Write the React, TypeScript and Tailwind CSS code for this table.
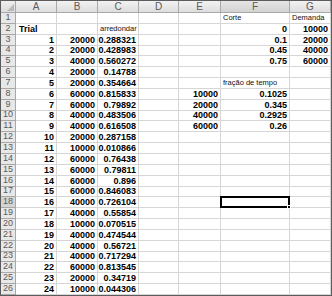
type Kind = "num" | "bold" | "small";

const cols = ["A", "B", "C", "D", "E", "F", "G"];

const trials: [string, string][] = [
  ["20000", "0.288321"],
  ["20000", "0.428983"],
  ["40000", "0.560272"],
  ["20000", "0.14788"],
  ["20000", "0.354664"],
  ["60000", "0.815833"],
  ["60000", "0.79892"],
  ["40000", "0.483506"],
  ["40000", "0.616508"],
  ["20000", "0.287158"],
  ["10000", "0.010866"],
  ["60000", "0.76438"],
  ["60000", "0.79811"],
  ["60000", "0.896"],
  ["60000", "0.846083"],
  ["40000", "0.726104"],
  ["40000", "0.55854"],
  ["10000", "0.070515"],
  ["40000", "0.474544"],
  ["40000", "0.56721"],
  ["40000", "0.717294"],
  ["60000", "0.813545"],
  ["20000", "0.34719"],
  ["10000", "0.044306"],
];

const extra: Record<string, [string, Kind]> = {
  F1: ["Corte", "small"],
  G1: ["Demanda", "small"],
  A2: ["Trial", "bold"],
  C2: ["arredondar", "small"],
  F2: ["0", "num"],
  G2: ["10000", "num"],
  F3: ["0.1", "num"],
  G3: ["20000", "num"],
  F4: ["0.45", "num"],
  G4: ["40000", "num"],
  F5: ["0.75", "num"],
  G5: ["60000", "num"],
  F7: ["fração de tempo", "small"],
  E8: ["10000", "num"],
  F8: ["0.1025", "num"],
  E9: ["20000", "num"],
  F9: ["0.345", "num"],
  E10: ["40000", "num"],
  F10: ["0.2925", "num"],
  E11: ["60000", "num"],
  F11: ["0.26", "num"],
};

const cellAt = (row: number, col: string): [string, Kind] | null => {
  if (row >= 3) {
    const t = trials[row - 3];
    if (col === "A") return [String(row - 2), "num"];
    if (col === "B") return [t[0], "num"];
    if (col === "C") return [t[1], "num"];
  }
  return extra[col + row] ?? null;
};

const SEL_ROW = 18;
const SEL_COL = "F";

const Cell = ({ row, col }: { row: number; col: string }) => {
  const c = cellAt(row, col);
  const selected = row === SEL_ROW && col === SEL_COL;
  return (
    <div className="relative flex items-end overflow-visible border-b border-r border-[#d6d6d6] bg-white">
      {c && c[1] === "num" && (
        <span className="w-full pr-[2px] text-right text-[9px] font-bold leading-[9px] text-black">
          {c[0]}
        </span>
      )}
      {c && c[1] === "bold" && (
        <span className="pl-[3px] text-[9px] font-bold leading-[9px] text-black">{c[0]}</span>
      )}
      {c && c[1] === "small" && (
        <span className="whitespace-nowrap pl-[2px] pb-[1px] text-[7.5px] leading-[8px] text-[#111]">
          {c[0]}
        </span>
      )}
      {selected && (
        <div className="absolute -left-[1px] -top-[1px] z-10 h-[calc(100%+2px)] w-[calc(100%+2px)] border-2 border-black">
          <div className="absolute -bottom-[3px] -right-[3px] h-[4px] w-[4px] border border-white bg-black" />
        </div>
      )}
    </div>
  );
};

export default function App() {
  const rows = Array.from({ length: 26 }, (_, i) => i + 1);

  return (
    <div className="h-[296px] w-[332px] overflow-hidden border border-[#5c5c5c] bg-white font-['Liberation_Sans',Arial,sans-serif]">
      <div className="grid h-[294px] grid-cols-[15px_41px_41px_41px_40px_42px_69px_41px] grid-rows-[12px_repeat(26,minmax(0,1fr))]">
        <div className="relative border-b border-r border-[#a8a8a8] bg-gradient-to-b from-[#eeeeee] to-[#dcdcdc]">
          <svg className="absolute bottom-[1px] right-[1px]" width="7" height="7" viewBox="0 0 7 7">
            <path d="M7 0 L7 7 L0 7 Z" fill="#b9b9b9" />
          </svg>
        </div>
        {cols.map((c) => (
          <div
            key={c}
            className={`flex items-center justify-center border-b border-r border-[#a8a8a8] bg-gradient-to-b text-[10px] leading-none text-[#5a5a5a] ${
              c === SEL_COL ? "from-[#e6e6e6] to-[#d2d2d2]" : "from-[#f2f2f2] to-[#dedede]"
            }`}
          >
            {c}
          </div>
        ))}
        {rows.map((r) => (
          <div key={r} className="contents">
            <div
              className={`flex items-end justify-center border-b border-r border-[#a8a8a8] pb-[1px] text-[9px] leading-[9px] text-[#5a5a5a] ${
                r === SEL_ROW ? "bg-[#d4d4d4]" : "bg-[#e8e8e8]"
              }`}
            >
              {r}
            </div>
            {cols.map((c) => (
              <Cell key={c} row={r} col={c} />
            ))}
          </div>
        ))}
      </div>
    </div>
  );
}
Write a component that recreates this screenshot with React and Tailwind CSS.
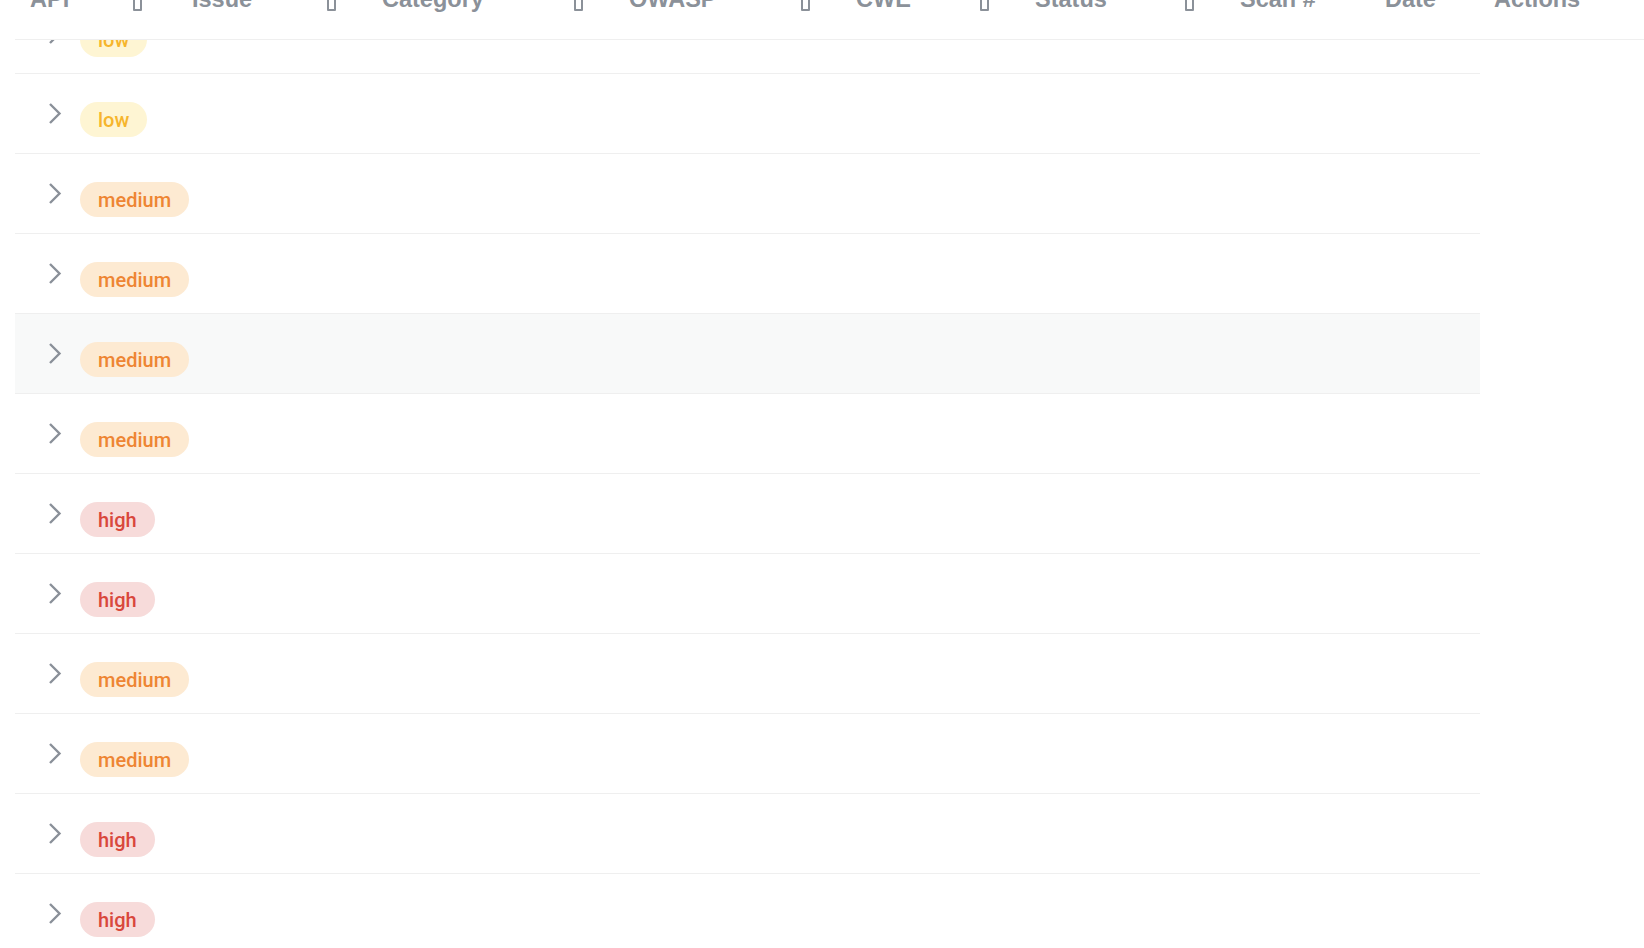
import React from "react";

const cols = [
  { label: "API", w: "w-[162px]", tofu: "mr-[35px]" },
  { label: "Issue", w: "w-[190px]", tofu: "mr-[31px]" },
  { label: "Category", w: "w-[247px]", tofu: "mr-[31px]" },
  { label: "OWASP", w: "w-[227px]", tofu: "mr-[31px]" },
  { label: "CWE", w: "w-[179px]", tofu: "mr-[31px]" },
  { label: "Status", w: "w-[205px]", tofu: "mr-[31px]" },
  { label: "Scan #", w: "w-[145px]", tofu: null },
  { label: "Date", w: "w-[109px]", tofu: null },
  { label: "Actions", w: "w-[150px]", tofu: null },
];

const sev = {
  low: "bg-[#fef5d3] text-[#f6b52d]",
  medium: "bg-[#fdead2] text-[#ee8533]",
  high: "bg-[#f7dbda] text-[#d9473c]",
};

const rows = ["low", "low", "medium", "medium", "medium", "medium", "high", "high", "medium", "medium", "high", "high"];

function Chevron() {
  return (
    <svg width="14" height="24" viewBox="0 0 14 24" className="shrink-0" fill="none">
      <polyline points="2,2 11.5,11.5 2,21" stroke="#8a9099" strokeWidth="2.4" strokeLinejoin="miter" />
    </svg>
  );
}

export default function App() {
  return (
    <div className="relative h-[948px] w-[1644px] overflow-hidden bg-white" style={{ fontFamily: "Roboto, 'Liberation Sans', sans-serif" }}>
      <div className="absolute left-0 top-0 z-10 h-[40px] w-full bg-white">
        <div className="ml-[15px] flex h-[40px] border-b border-[#efefef] overflow-hidden">
          {cols.map((c) => (
            <div key={c.label} className={`${c.w} flex shrink-0 items-start pl-[15px]`}>
              <span className="mt-[-13px] text-[23.5px] font-bold leading-[24px] text-[#8b9199]" style={{ fontFamily: "'Liberation Sans', Arial, sans-serif" }}>
                {c.label}
              </span>
              {c.tofu && (
                <span className={`ml-auto ${c.tofu} mt-[-8px] h-[19px] w-[9px] shrink-0 rounded-[1px] border-2 border-[#8b9199]`} />
              )}
            </div>
          ))}
        </div>
      </div>
      <div className="ml-[15px] mt-[-6px] w-[1465px]">
        {rows.map((s, i) => (
          <div key={i} className={`flex h-[80px] items-start gap-[18px] border-b border-[#efefef] pl-[33px] pt-[28px] ${i === 4 ? "bg-[#f8f9f9]" : ""}`}>
            <div><Chevron /></div>
            <span className={`flex h-[35px] items-center rounded-full px-[18px] text-[20px] font-medium ${sev[s]}`}>{s}</span>
          </div>
        ))}
      </div>
    </div>
  );
}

------------------------

** WRITTEN TASK **
Gather each line of the listing that holds the string "Write".

** TASK RESPONSE **
Write the React, TypeScript and Tailwind CSS code for this table.
Write a component that recreates this screenshot with React and Tailwind CSS.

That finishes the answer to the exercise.